Tight security measures were evident in Manama as Bahraini police and special forces deployed along the main roads festooned with US and Bahraini flags.

Bahrain is a major non-Nato ally of Washington and has a free trade agreement with the US.

Bush warned while in Israel on the first leg of a Middle East trip that Iran posed "a threat to world peace" and should not be allowed to develop the know-how to build a nuclear weapon. Iran denies seeking nuclear arms.

He was expected to hold talks with King Hamad and visit the Fifth Fleet base in Manama, before travelling on to the UAE and Saudi Arabia. His week-long Middle East tour ends in Egypt on Wednesday.

But many members of the majority Shi'ite community in Bahrain have made clear they do not share the government's enthusiasm about Bush's visit to the Gulf archipelago, which is ruled by a Sunni dynasty.

About 250 people picketed near the US embassy in Manama after Bush's arrival to voice their opposition to his government's policies in the Middle East and support for Israel.

"Get out of Bahrain, criminal," read one of the banners raised by the protesters. "No to the US military presence in Bahrain", "America cares for oil, not democracy", said other banners.

Dozens of security men were deployed around the embassy as the sit-in took place some 500 metres away.

The protest was organised by several Sunni and Shi'ite political groupings, mainly from the opposition, but including some Sunni Islamist groups close to the government.

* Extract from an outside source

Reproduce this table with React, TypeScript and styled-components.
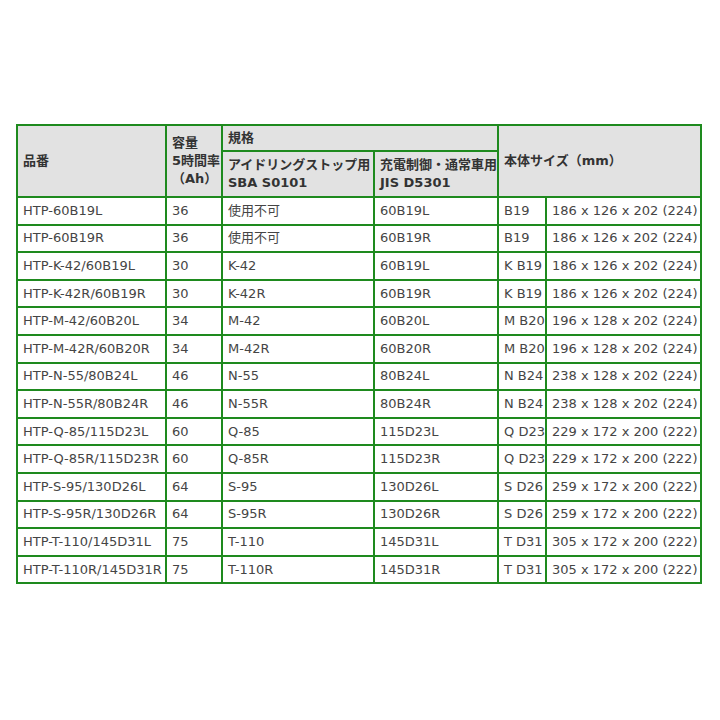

"We want to tell the US president that he is not welcome, and that he is not a friend of Arab and Bahraini peoples," said Ibrahim Sharif, secretary general of the leftist National Democratic Action Association.

"President Bush praises the Bahraini regime saying it is democratic and reformist... This is just politicians complimenting each other," Sharif told newswire AFP.

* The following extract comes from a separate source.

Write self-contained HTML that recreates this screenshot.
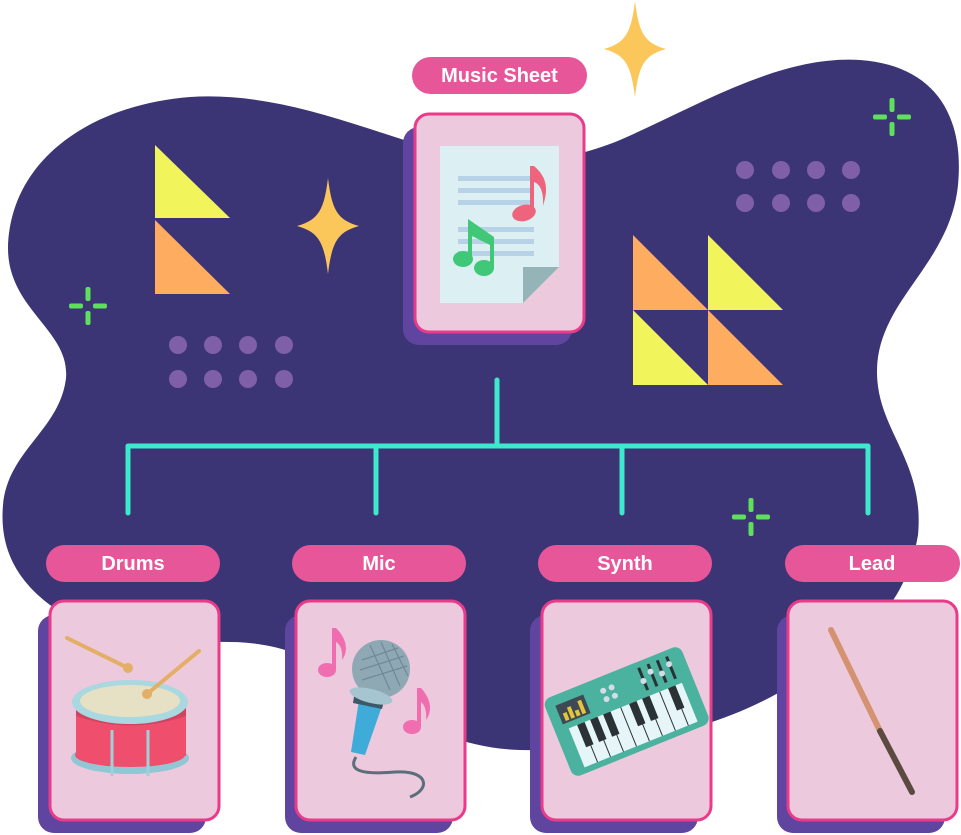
<!DOCTYPE html>
<html><head><meta charset="utf-8"><style>
html,body{margin:0;padding:0;background:#fff;width:961px;height:835px;overflow:hidden}
svg{display:block}
text{font-family:"Liberation Sans",Arial,sans-serif;font-weight:bold;font-size:20px;fill:#fff}
</style></head><body>
<svg width="961" height="835" viewBox="0 0 961 835" xmlns="http://www.w3.org/2000/svg">
<defs>
<g id="plus"><rect x="-2.5" y="-19" width="5" height="14" rx="2"/><rect x="-2.5" y="5" width="5" height="14" rx="2"/><rect x="-19" y="-2.5" width="14" height="5" rx="2"/><rect x="5" y="-2.5" width="14" height="5" rx="2"/></g>
<path id="star" d="M0,-48 C4,-15 10,-6 31,0 C10,6 4,15 0,48 C-4,15 -10,6 -31,0 C-10,-6 -4,-15 0,-48Z"/>
</defs>
<!-- blob -->
<path fill="#3b3575" d="M190,97 C270,92 340,120 420,145 C500,168 560,165 620,140 C700,105 780,55 860,60 C930,65 965,110 958,185 C950,265 878,300 877,370 C876,430 925,460 918,535 C905,610 860,645 780,692 C700,737 600,752 520,750 C440,748 370,700 300,655 C260,640 235,642 200,642 C140,640 90,630 50,605 C10,575 0,540 3,505 C8,450 60,430 66,378 C70,330 8,310 8,248 C10,160 90,105 190,97Z"/>
<!-- triangles left -->
<polygon fill="#f2f45c" points="155,145 155,218 230,218"/>
<polygon fill="#fdac60" points="155,220 155,294 230,294"/>
<!-- triangles right -->
<polygon fill="#fdac60" points="633,235 633,310 708,310"/>
<polygon fill="#f2f45c" points="708,235 708,310 783,310"/>
<polygon fill="#f2f45c" points="633,310 633,385 708,385"/>
<polygon fill="#fdac60" points="708,310 708,385 783,385"/>
<!-- dots -->
<g fill="#7f5fa8">
<circle cx="178" cy="345" r="9"/><circle cx="213" cy="345" r="9"/><circle cx="248" cy="345" r="9"/><circle cx="284" cy="345" r="9"/>
<circle cx="178" cy="379" r="9"/><circle cx="213" cy="379" r="9"/><circle cx="248" cy="379" r="9"/><circle cx="284" cy="379" r="9"/>
<circle cx="745" cy="170" r="9"/><circle cx="781" cy="170" r="9"/><circle cx="816" cy="170" r="9"/><circle cx="851" cy="170" r="9"/>
<circle cx="745" cy="203" r="9"/><circle cx="781" cy="203" r="9"/><circle cx="816" cy="203" r="9"/><circle cx="851" cy="203" r="9"/>
</g>
<!-- stars -->
<g fill="#fcc75a"><use href="#star" x="635" y="49"/><use href="#star" x="328" y="226"/></g>
<g fill="#5ee05a"><use href="#plus" x="88" y="306"/><use href="#plus" x="892" y="117"/><use href="#plus" x="751" y="517"/></g>
<!-- connectors -->
<g stroke="#3de8cc" stroke-width="5" stroke-linecap="round" fill="none">
<path d="M497,380 V446 M128,446 H868 M128,446 V513 M376,446 V513 M622,446 V513 M868,446 V513"/>
</g>
<!-- music sheet card -->
<rect x="403" y="127" width="169" height="218" rx="16" fill="#5f45a0"/>
<rect x="415" y="114" width="169" height="218" rx="14" fill="#ecc9dc" stroke="#ea3a8a" stroke-width="3"/>
<rect x="412" y="57" width="175" height="37" rx="18.5" fill="#e8569a"/>
<text x="499.5" y="82" text-anchor="middle">Music Sheet</text>
<polygon fill="#dcf0f3" points="440,146 559,146 559,267 523,303 440,303"/>
<polygon fill="#94b4b8" points="523,303 559,267 523,267"/>
<g fill="#b7d2e6"><rect x="458" y="176" width="72" height="5"/><rect x="458" y="188" width="72" height="5"/><rect x="458" y="200" width="72" height="5"/><rect x="458" y="227" width="76" height="5"/><rect x="458" y="239" width="76" height="5"/><rect x="458" y="251" width="76" height="5"/></g>
<g fill="#ee647c"><ellipse cx="524" cy="213" rx="12" ry="8" transform="rotate(-15 524 213)"/><path d="M530,213 L530,166 L534,166 C548,178 548,190 543,206 C544,192 540,184 534,182 L534,213Z"/></g>
<g fill="#40c878"><ellipse cx="463" cy="259" rx="10" ry="8"/><ellipse cx="484" cy="268" rx="10" ry="8"/><path d="M468,259 L468,219 L494,237 L494,268 L490,268 L490,245 L472,236 L472,259Z"/></g>
<!-- bottom cards -->
<g>
<rect x="38" y="615" width="168" height="218" rx="16" fill="#5f45a0"/>
<rect x="50" y="601" width="169" height="219" rx="14" fill="#ecc9dc" stroke="#ea3a8a" stroke-width="3"/>
<rect x="46" y="545" width="174" height="37" rx="18.5" fill="#e8569a"/>
<text x="133" y="570" text-anchor="middle">Drums</text>
<rect x="285" y="615" width="168" height="218" rx="16" fill="#5f45a0"/>
<rect x="296" y="601" width="169" height="219" rx="14" fill="#ecc9dc" stroke="#ea3a8a" stroke-width="3"/>
<rect x="292" y="545" width="174" height="37" rx="18.5" fill="#e8569a"/>
<text x="379" y="570" text-anchor="middle">Mic</text>
<rect x="530" y="615" width="168" height="218" rx="16" fill="#5f45a0"/>
<rect x="542" y="601" width="169" height="219" rx="14" fill="#ecc9dc" stroke="#ea3a8a" stroke-width="3"/>
<rect x="538" y="545" width="174" height="37" rx="18.5" fill="#e8569a"/>
<text x="625" y="570" text-anchor="middle">Synth</text>
<rect x="777" y="615" width="168" height="218" rx="16" fill="#5f45a0"/>
<rect x="788" y="601" width="169" height="219" rx="14" fill="#ecc9dc" stroke="#ea3a8a" stroke-width="3"/>
<rect x="785" y="545" width="175" height="37" rx="18.5" fill="#e8569a"/>
<text x="872" y="570" text-anchor="middle">Lead</text>
</g>
<!-- drum -->
<g>
<ellipse cx="130" cy="758" rx="59" ry="16" fill="#92c6d4"/>
<rect x="76" y="702" width="110" height="54" fill="#ef4f6c"/>
<ellipse cx="130" cy="755" rx="55" ry="12" fill="#ef4f6c"/>
<path d="M76,716 Q130,735 186,716 V706 H76Z" fill="#d14460"/>
<g stroke="#9fd0dc" stroke-width="3"><line x1="112" y1="730" x2="112" y2="776"/><line x1="148" y1="730" x2="148" y2="776"/></g>
<ellipse cx="130" cy="702" rx="58" ry="22" fill="#a9d8e0"/>
<ellipse cx="130" cy="701" rx="50" ry="16" fill="#e6e0c4"/>
<g stroke="#e3ae66" stroke-width="4" stroke-linecap="round"><line x1="67" y1="638" x2="128" y2="668"/><line x1="199" y1="651" x2="147" y2="694"/></g>
<circle cx="128" cy="668" r="5" fill="#e3ae66"/><circle cx="147" cy="694" r="5" fill="#e3ae66"/>
</g>
<!-- mic -->
<g>
<path d="M356,757 C348,770 360,775 395,772 C430,770 430,790 410,797" fill="none" stroke="#5a6f7a" stroke-width="3"/>
<polygon fill="#3fabd9" points="359,700 382,706 365,755 351,752"/>
<polygon fill="#3d5868" points="355,690 385,697 382,709 353,703"/>
<circle cx="381" cy="669" r="29" fill="#8ea9b4"/>
<g stroke="#6f8a96" stroke-width="1.2" fill="none"><path d="M362,660 L398,648 M360,670 L404,656 M362,680 L407,666 M370,645 L390,690 M381,642 L400,686 M392,644 L408,676"/></g>
<ellipse cx="371" cy="696" rx="22" ry="7" fill="#a5c6d0" transform="rotate(14 371 696)"/>
<g fill="#f06eb0"><ellipse cx="327" cy="670" rx="9" ry="7"/><path d="M332,670 V628 H336 C348,640 348,652 342,660 C343,650 340,644 336,642 V670Z"/>
<ellipse cx="412" cy="727" rx="9" ry="7"/><path d="M417,727 V688 H421 C432,700 432,712 426,720 C427,710 424,704 421,702 V727Z"/></g>
</g>
<!-- synth -->
<g transform="rotate(-22 625 710)">
<rect x="552" y="670" width="148" height="84" rx="8" fill="#4ab29e"/>
<rect x="566" y="706" width="122" height="42" fill="#e6f6f8"/>
<g stroke="#2b3236" stroke-width="1"><line x1="580" y1="706" x2="580" y2="748"/><line x1="594" y1="706" x2="594" y2="748"/><line x1="608" y1="706" x2="608" y2="748"/><line x1="622" y1="706" x2="622" y2="748"/><line x1="636" y1="706" x2="636" y2="748"/><line x1="650" y1="706" x2="650" y2="748"/><line x1="664" y1="706" x2="664" y2="748"/><line x1="678" y1="706" x2="678" y2="748"/></g>
<g fill="#2b3236"><rect x="575" y="706" width="8" height="24"/><rect x="589" y="706" width="8" height="24"/><rect x="603" y="706" width="8" height="24"/><rect x="631" y="706" width="8" height="24"/><rect x="645" y="706" width="8" height="24"/><rect x="673" y="706" width="8" height="24"/>
<rect x="562" y="680" width="30" height="20" fill="#3d4a55"/><rect x="652" y="676" width="3" height="24"/><rect x="662" y="676" width="3" height="24"/><rect x="672" y="676" width="3" height="24"/><rect x="682" y="676" width="3" height="24"/></g>
<g fill="#e4c53c"><rect x="566" y="690" width="4" height="8"/><rect x="572" y="686" width="4" height="12"/><rect x="578" y="692" width="4" height="6"/><rect x="584" y="684" width="4" height="14"/></g>
<g fill="#d3dde8"><circle cx="612" cy="684" r="3"/><circle cx="621" cy="684" r="3"/><circle cx="612" cy="693" r="3"/><circle cx="621" cy="693" r="3"/><circle cx="653" cy="690" r="3"/><circle cx="663" cy="684" r="3"/><circle cx="673" cy="690" r="3"/><circle cx="683" cy="684" r="3"/></g>
</g>
<!-- lead stick -->
<g stroke-linecap="round" stroke-width="6"><line x1="831" y1="630" x2="880" y2="731" stroke="#d49270"/><line x1="880" y1="731" x2="912" y2="792" stroke="#5c4a40"/></g>
</svg>
</body></html>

Two other protests took place on the eve of Bush's arrival.

Bush's tour comes amid an escalation of tensions between the US and Iran after Washington reported a weekend face-off in the Strait of Hormuz entrance to the Gulf.

Tehran accuses Washington of using the incident in the waterway - a vital conduit for energy supplies - as a propaganda stunt to paint Iran in a bad light during the Middle East trip.

In his weekly radio address, delivered from Kuwait, Bush called upon Arab nations to play their role in helping the Palestinians reach a peace deal and achieving an overall reconciliation with Israel.

They have "a responsibility both to support [Palestinian] president [Mahmud] Abbas, prime minister [Salam] Fayyad, and other Palestinian leaders as they work for peace, and to work for a larger reconciliation between Israel and the Arab world," said the president.

Before Kuwait he made his first presidential trip to Israel and the West Bank, where he said he believed an Israeli-Palestinian peace treaty would be signed within a year.